## [What to work on]
Quote every line of the material beneath this one.

## [Data provided]
◆ ◆ ◆ ◆ ◆

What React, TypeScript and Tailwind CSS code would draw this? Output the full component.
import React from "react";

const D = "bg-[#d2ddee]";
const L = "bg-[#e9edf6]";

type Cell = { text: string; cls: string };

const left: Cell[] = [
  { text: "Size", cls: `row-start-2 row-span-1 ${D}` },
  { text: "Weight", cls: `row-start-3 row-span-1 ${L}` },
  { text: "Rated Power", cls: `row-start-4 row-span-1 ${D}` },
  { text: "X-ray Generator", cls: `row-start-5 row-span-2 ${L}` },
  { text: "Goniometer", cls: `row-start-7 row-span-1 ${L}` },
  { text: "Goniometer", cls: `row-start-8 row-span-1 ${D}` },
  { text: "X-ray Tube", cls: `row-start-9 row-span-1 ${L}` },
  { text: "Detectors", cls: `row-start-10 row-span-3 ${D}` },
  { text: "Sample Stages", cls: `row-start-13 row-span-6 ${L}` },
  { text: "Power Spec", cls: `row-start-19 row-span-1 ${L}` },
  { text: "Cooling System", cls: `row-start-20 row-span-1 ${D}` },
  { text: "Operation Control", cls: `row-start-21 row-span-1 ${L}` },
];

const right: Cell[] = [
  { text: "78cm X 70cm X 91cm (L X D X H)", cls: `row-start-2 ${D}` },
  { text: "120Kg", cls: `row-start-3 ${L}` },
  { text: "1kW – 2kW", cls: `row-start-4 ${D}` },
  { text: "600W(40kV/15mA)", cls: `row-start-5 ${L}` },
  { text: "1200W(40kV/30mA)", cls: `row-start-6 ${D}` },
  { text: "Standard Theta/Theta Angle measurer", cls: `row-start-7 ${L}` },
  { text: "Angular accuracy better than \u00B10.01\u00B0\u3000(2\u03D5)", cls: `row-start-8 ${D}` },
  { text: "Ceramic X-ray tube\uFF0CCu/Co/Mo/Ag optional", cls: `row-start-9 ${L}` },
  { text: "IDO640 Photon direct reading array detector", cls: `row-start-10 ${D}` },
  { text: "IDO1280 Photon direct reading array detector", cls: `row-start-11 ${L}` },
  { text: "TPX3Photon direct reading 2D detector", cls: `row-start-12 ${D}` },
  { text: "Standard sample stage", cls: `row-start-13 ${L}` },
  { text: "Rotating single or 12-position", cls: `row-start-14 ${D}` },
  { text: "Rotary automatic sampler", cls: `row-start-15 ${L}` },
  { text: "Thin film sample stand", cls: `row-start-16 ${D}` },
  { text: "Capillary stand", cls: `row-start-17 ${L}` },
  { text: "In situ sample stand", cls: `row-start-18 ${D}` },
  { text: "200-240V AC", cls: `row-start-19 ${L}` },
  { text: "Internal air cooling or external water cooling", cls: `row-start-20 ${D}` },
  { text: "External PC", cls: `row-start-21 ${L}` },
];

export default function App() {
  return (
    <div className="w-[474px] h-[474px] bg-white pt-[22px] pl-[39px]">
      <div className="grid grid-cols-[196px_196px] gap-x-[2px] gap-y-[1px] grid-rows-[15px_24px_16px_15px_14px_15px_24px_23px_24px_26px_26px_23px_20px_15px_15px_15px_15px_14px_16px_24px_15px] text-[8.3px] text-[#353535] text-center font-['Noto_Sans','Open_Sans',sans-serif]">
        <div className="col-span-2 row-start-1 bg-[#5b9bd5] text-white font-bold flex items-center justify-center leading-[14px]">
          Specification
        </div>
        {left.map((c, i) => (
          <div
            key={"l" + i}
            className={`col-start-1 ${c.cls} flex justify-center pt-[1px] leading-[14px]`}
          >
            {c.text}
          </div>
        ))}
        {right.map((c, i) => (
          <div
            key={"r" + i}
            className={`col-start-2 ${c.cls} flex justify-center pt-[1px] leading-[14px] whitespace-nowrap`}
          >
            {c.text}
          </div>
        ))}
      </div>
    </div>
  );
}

◆ ◆ ◆ ◆ ◆

## [Exercise response]
What React, TypeScript and Tailwind CSS code would draw this? Output the full component.
import React from "react";

const D = "bg-[#d2ddee]";
const L = "bg-[#e9edf6]";

type Cell = { text: string; cls: string };

const left: Cell[] = [
  { text: "Size", cls: `row-start-2 row-span-1 ${D}` },
  { text: "Weight", cls: `row-start-3 row-span-1 ${L}` },
  { text: "Rated Power", cls: `row-start-4 row-span-1 ${D}` },
  { text: "X-ray Generator", cls: `row-start-5 row-span-2 ${L}` },
  { text: "Goniometer", cls: `row-start-7 row-span-1 ${L}` },
  { text: "Goniometer", cls: `row-start-8 row-span-1 ${D}` },
  { text: "X-ray Tube", cls: `row-start-9 row-span-1 ${L}` },
  { text: "Detectors", cls: `row-start-10 row-span-3 ${D}` },
  { text: "Sample Stages", cls: `row-start-13 row-span-6 ${L}` },
  { text: "Power Spec", cls: `row-start-19 row-span-1 ${L}` },
  { text: "Cooling System", cls: `row-start-20 row-span-1 ${D}` },
  { text: "Operation Control", cls: `row-start-21 row-span-1 ${L}` },
];

const right: Cell[] = [
  { text: "78cm X 70cm X 91cm (L X D X H)", cls: `row-start-2 ${D}` },
  { text: "120Kg", cls: `row-start-3 ${L}` },
  { text: "1kW – 2kW", cls: `row-start-4 ${D}` },
  { text: "600W(40kV/15mA)", cls: `row-start-5 ${L}` },
  { text: "1200W(40kV/30mA)", cls: `row-start-6 ${D}` },
  { text: "Standard Theta/Theta Angle measurer", cls: `row-start-7 ${L}` },
  { text: "Angular accuracy better than \u00B10.01\u00B0\u3000(2\u03D5)", cls: `row-start-8 ${D}` },
  { text: "Ceramic X-ray tube\uFF0CCu/Co/Mo/Ag optional", cls: `row-start-9 ${L}` },
  { text: "IDO640 Photon direct reading array detector", cls: `row-start-10 ${D}` },
  { text: "IDO1280 Photon direct reading array detector", cls: `row-start-11 ${L}` },
  { text: "TPX3Photon direct reading 2D detector", cls: `row-start-12 ${D}` },
  { text: "Standard sample stage", cls: `row-start-13 ${L}` },
  { text: "Rotating single or 12-position", cls: `row-start-14 ${D}` },
  { text: "Rotary automatic sampler", cls: `row-start-15 ${L}` },
  { text: "Thin film sample stand", cls: `row-start-16 ${D}` },
  { text: "Capillary stand", cls: `row-start-17 ${L}` },
  { text: "In situ sample stand", cls: `row-start-18 ${D}` },
  { text: "200-240V AC", cls: `row-start-19 ${L}` },
  { text: "Internal air cooling or external water cooling", cls: `row-start-20 ${D}` },
  { text: "External PC", cls: `row-start-21 ${L}` },
];

export default function App() {
  return (
    <div className="w-[474px] h-[474px] bg-white pt-[22px] pl-[39px]">
      <div className="grid grid-cols-[196px_196px] gap-x-[2px] gap-y-[1px] grid-rows-[15px_24px_16px_15px_14px_15px_24px_23px_24px_26px_26px_23px_20px_15px_15px_15px_15px_14px_16px_24px_15px] text-[8.3px] text-[#353535] text-center font-['Noto_Sans','Open_Sans',sans-serif]">
        <div className="col-span-2 row-start-1 bg-[#5b9bd5] text-white font-bold flex items-center justify-center leading-[14px]">
          Specification
        </div>
        {left.map((c, i) => (
          <div
            key={"l" + i}
            className={`col-start-1 ${c.cls} flex justify-center pt-[1px] leading-[14px]`}
          >
            {c.text}
          </div>
        ))}
        {right.map((c, i) => (
          <div
            key={"r" + i}
            className={`col-start-2 ${c.cls} flex justify-center pt-[1px] leading-[14px] whitespace-nowrap`}
          >
            {c.text}
          </div>
        ))}
      </div>
    </div>
  );
}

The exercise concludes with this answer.